Below, find the line containing "Write the React" and the line containing "const [drive, setDrive] = useState('E');"; reproduce exactly those two and every line between them, omitting pictures.
--- BEGIN ---
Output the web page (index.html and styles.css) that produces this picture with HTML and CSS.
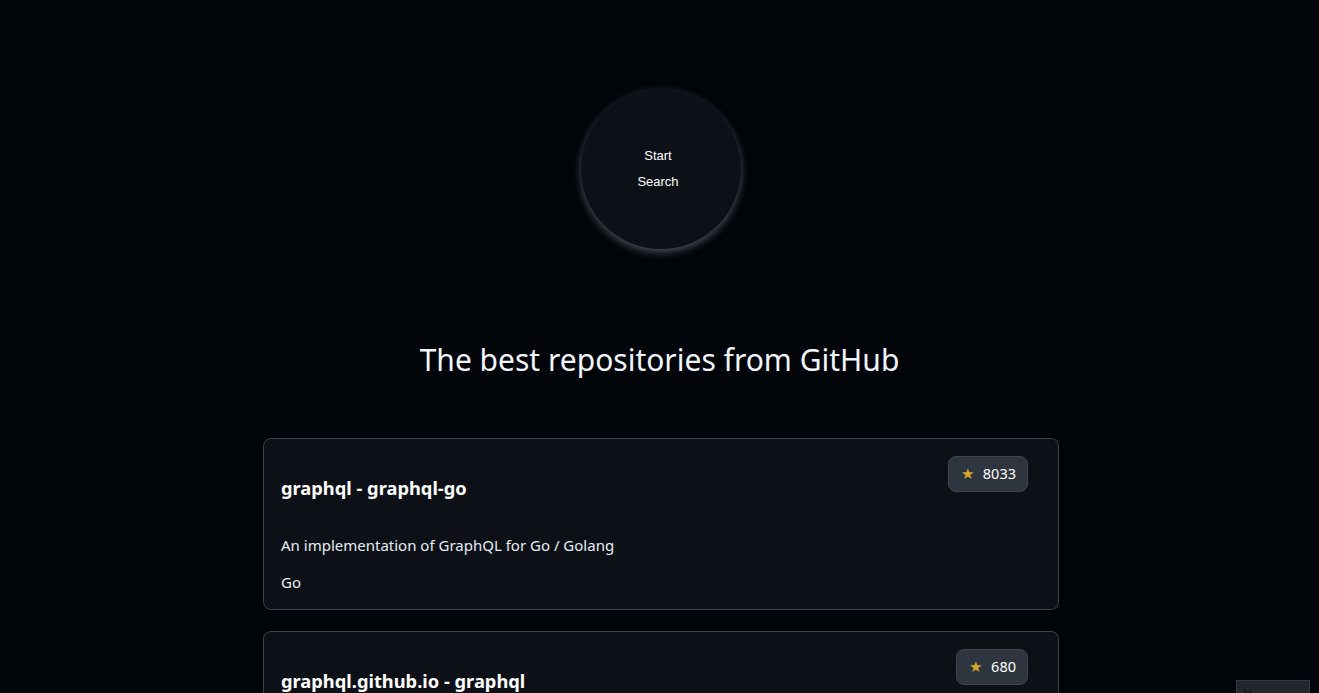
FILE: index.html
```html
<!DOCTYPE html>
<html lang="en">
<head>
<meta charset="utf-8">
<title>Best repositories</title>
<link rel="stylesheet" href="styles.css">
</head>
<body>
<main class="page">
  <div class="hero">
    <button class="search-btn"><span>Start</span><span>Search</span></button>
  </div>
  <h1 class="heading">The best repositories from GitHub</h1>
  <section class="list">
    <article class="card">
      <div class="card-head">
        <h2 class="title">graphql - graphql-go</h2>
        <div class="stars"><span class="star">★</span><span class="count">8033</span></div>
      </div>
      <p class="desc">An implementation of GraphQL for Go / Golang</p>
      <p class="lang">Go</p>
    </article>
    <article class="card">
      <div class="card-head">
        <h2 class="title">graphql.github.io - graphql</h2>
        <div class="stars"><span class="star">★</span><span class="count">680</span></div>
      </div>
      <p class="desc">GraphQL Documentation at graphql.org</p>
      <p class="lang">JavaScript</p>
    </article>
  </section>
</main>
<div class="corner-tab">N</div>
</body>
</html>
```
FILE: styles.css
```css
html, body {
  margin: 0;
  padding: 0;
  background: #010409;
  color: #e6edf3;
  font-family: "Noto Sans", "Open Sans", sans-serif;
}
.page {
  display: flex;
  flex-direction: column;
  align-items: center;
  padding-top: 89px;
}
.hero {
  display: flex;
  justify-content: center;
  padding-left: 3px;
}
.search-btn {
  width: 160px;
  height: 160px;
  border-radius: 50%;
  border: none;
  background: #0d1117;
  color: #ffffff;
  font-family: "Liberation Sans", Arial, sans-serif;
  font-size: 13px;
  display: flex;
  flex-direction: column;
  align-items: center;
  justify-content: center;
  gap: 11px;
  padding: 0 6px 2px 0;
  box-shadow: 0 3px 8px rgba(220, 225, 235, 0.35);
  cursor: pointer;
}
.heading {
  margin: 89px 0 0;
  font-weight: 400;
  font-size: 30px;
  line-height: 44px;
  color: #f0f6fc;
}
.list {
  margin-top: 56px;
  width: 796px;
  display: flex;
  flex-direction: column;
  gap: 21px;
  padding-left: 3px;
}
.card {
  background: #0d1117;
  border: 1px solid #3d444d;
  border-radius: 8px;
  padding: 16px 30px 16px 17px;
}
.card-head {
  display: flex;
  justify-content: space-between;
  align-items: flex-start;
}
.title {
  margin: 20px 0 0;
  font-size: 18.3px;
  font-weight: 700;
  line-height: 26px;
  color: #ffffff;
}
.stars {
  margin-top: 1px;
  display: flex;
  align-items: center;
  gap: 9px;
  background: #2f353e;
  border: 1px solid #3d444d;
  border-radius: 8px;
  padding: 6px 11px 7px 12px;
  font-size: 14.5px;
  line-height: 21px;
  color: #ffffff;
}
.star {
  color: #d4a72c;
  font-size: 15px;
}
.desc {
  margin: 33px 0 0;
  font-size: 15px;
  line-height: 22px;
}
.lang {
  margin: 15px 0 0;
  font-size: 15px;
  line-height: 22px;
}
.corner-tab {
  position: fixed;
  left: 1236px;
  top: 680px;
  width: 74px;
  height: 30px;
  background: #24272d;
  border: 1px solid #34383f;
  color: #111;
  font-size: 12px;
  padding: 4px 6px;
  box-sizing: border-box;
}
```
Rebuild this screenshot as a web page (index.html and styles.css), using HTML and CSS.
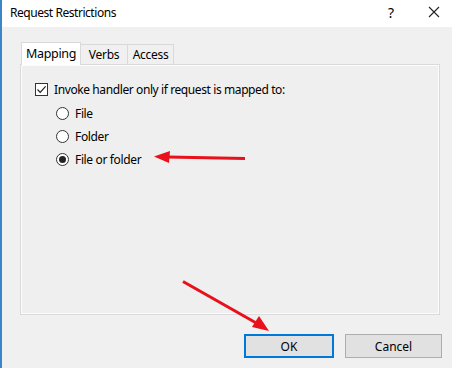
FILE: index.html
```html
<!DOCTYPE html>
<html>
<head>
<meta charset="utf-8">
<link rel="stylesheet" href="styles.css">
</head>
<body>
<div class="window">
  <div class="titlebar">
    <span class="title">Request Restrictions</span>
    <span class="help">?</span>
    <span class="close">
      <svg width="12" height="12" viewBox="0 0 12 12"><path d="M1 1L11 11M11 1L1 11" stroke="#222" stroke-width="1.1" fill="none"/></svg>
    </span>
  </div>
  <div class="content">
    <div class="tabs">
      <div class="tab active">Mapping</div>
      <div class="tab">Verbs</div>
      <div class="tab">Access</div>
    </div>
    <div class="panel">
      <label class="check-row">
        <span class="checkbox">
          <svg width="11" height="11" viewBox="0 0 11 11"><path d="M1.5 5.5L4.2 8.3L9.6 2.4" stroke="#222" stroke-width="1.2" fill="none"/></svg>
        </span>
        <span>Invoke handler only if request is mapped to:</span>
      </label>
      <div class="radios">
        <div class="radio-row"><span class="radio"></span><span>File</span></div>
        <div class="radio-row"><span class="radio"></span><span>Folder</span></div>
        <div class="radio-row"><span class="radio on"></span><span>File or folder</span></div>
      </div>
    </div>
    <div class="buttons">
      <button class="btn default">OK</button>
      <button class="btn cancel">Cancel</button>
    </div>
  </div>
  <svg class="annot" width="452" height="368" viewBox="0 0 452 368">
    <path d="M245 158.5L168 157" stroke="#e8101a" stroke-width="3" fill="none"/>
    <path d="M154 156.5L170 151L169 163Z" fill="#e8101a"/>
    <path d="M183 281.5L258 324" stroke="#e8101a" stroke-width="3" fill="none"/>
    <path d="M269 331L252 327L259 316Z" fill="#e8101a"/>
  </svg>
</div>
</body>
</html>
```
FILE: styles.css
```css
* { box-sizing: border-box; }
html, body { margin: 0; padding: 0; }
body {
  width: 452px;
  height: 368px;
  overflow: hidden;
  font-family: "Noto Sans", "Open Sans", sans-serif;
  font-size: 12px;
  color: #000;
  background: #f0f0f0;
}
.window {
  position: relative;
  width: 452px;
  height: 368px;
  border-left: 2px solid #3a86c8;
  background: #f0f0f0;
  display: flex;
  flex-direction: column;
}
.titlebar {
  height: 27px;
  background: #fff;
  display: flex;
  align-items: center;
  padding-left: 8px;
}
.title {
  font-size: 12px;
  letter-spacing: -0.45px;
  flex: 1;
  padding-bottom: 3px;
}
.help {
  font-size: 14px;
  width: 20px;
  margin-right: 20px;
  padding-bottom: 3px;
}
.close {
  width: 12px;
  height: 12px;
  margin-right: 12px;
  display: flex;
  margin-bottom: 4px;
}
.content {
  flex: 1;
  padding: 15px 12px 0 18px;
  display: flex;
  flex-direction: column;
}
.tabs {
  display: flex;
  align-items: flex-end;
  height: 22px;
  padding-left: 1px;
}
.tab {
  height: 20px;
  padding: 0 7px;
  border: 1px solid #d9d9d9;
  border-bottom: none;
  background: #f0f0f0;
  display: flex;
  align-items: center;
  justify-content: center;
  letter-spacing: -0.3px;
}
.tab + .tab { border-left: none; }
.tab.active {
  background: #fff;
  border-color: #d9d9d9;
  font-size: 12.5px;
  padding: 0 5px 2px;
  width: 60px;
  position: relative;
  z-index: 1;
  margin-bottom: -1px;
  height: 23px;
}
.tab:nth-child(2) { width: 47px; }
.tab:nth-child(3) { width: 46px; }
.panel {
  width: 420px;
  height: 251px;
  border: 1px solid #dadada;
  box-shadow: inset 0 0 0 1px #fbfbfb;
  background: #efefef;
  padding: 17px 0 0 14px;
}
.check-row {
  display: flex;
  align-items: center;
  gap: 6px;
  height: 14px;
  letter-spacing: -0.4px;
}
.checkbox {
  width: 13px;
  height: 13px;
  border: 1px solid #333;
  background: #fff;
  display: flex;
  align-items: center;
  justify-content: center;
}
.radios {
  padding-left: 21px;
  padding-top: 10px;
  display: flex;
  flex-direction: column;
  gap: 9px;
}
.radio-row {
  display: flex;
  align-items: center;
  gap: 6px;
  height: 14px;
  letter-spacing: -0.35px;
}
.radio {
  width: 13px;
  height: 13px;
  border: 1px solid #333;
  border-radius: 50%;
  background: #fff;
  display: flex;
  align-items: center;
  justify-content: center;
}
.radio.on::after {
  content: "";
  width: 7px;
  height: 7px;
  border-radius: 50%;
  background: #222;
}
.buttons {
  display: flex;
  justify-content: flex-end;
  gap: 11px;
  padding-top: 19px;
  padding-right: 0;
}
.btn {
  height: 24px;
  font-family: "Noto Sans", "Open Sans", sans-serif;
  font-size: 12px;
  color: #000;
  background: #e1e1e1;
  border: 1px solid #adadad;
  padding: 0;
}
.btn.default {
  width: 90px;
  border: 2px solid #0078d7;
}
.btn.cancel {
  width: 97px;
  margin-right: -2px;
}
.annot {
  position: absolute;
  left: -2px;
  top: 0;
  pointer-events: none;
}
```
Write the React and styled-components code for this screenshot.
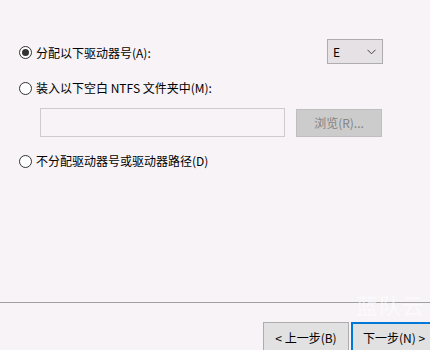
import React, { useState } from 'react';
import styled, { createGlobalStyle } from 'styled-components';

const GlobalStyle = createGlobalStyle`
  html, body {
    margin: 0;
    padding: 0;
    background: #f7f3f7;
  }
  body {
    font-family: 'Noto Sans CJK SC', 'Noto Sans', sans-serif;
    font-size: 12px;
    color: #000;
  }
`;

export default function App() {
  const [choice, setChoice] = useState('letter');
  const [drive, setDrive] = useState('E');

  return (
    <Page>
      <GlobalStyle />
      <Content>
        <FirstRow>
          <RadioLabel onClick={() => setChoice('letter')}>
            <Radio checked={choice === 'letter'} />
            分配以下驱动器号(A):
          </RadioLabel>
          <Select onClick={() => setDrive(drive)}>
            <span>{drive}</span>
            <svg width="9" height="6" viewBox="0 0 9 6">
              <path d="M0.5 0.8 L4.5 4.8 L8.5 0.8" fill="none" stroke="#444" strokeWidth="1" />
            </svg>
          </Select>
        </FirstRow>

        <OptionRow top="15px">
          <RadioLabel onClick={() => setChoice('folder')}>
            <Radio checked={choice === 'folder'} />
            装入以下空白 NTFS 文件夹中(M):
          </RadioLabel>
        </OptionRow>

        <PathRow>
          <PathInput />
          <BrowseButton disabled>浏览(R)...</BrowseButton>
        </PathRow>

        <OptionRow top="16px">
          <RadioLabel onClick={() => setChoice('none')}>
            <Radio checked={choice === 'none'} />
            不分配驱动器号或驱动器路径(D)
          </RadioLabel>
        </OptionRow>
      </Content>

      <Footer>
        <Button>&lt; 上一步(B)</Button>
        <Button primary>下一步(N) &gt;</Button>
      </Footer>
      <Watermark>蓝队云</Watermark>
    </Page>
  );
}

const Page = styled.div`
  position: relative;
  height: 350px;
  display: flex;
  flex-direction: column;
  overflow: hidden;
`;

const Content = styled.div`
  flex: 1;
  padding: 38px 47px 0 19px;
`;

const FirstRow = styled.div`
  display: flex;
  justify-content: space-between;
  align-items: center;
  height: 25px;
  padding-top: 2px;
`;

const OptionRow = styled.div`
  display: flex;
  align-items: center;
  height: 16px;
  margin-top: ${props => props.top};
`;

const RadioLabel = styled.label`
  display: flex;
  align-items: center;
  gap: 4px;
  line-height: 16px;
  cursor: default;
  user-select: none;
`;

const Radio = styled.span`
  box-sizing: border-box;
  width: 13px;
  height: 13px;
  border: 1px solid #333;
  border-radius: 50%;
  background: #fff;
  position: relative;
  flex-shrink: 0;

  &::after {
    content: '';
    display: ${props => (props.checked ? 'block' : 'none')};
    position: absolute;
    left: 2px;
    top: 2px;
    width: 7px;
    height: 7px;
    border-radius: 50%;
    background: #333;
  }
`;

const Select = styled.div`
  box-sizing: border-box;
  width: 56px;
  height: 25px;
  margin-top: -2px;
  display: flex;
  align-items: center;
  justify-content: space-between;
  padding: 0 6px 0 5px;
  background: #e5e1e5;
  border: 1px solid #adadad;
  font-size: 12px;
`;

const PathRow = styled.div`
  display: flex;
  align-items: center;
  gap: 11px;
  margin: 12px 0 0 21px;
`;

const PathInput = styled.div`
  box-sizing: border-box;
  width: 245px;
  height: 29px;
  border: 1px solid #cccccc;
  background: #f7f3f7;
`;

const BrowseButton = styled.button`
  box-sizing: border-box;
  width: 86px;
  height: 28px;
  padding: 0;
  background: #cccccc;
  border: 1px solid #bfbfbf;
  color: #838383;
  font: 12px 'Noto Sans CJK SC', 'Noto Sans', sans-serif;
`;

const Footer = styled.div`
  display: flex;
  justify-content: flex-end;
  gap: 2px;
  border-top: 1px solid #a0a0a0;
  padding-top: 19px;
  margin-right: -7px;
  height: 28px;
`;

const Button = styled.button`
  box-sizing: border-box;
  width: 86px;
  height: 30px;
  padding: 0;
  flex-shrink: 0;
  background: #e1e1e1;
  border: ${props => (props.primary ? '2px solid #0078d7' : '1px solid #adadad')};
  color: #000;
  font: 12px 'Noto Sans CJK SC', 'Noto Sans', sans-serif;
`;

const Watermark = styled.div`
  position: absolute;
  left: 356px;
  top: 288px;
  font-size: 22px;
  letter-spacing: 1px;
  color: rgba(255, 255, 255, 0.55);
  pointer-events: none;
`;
--- END ---
**Full response**:
Write the React and styled-components code for this screenshot.
import React, { useState } from 'react';
import styled, { createGlobalStyle } from 'styled-components';

const GlobalStyle = createGlobalStyle`
  html, body {
    margin: 0;
    padding: 0;
    background: #f7f3f7;
  }
  body {
    font-family: 'Noto Sans CJK SC', 'Noto Sans', sans-serif;
    font-size: 12px;
    color: #000;
  }
`;

export default function App() {
  const [choice, setChoice] = useState('letter');
  const [drive, setDrive] = useState('E');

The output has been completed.